Regarding the soundtrack, as mentioned above many of Welles' films - particularly those shot in Europe - suffer from lackluster audio, for all sorts of reasons. Here, is is presented in a PCM 1.0 Mono (48kHz, 24-bit) lossless mix. Those issues are mitigated as best as possible here, but there are still many moments where it sounds like actors are physically in one space and speaking from another. It can be distracting, though never so problematic that it ruins the experience. (If memory serves, Chimes at Midnight has similar issues that really make parts of watching the film a challenge.)

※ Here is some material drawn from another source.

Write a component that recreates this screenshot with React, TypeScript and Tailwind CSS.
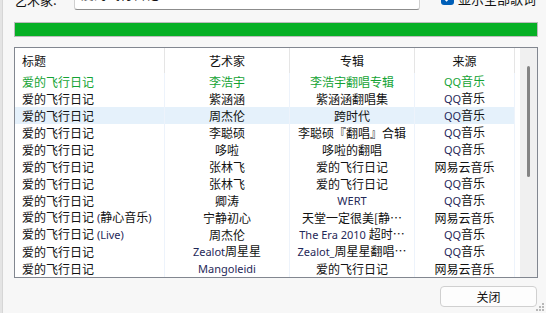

On the visual side, there are similar moments of distraction. The first comes at the start of the film, with K on his apartment balcony speaking with the police. There's this strange static-like effect that occurs on the ceiling of the balcony. It occurs on both the 4K (2160p HEVC/H.265, 1.66 X 1, Ultra High Definition image with no HDR of any kind) and Blu-ray discs, so it's clearly a result of the restoration process. Is it fixable? Doubtful. But it's worth noting. The other thing that can pull attention away is just how deep the blacks can be. Characters in shadow can on occasion feel like black cutouts on the screen (like the digital inserts Warners added to Eyes Wide Shut). Again, this won't ruin the experience, just give you a sense of the uncanny.

But everything else is so gorgeous and fine that it's easy to forgive these lapses - especially when you consider the state The Trial had been in. I'll take some weird static and way-too-black missteps if it means being able to, you know, accurately decipher the last shot of the film - which you absolutely couldn't before.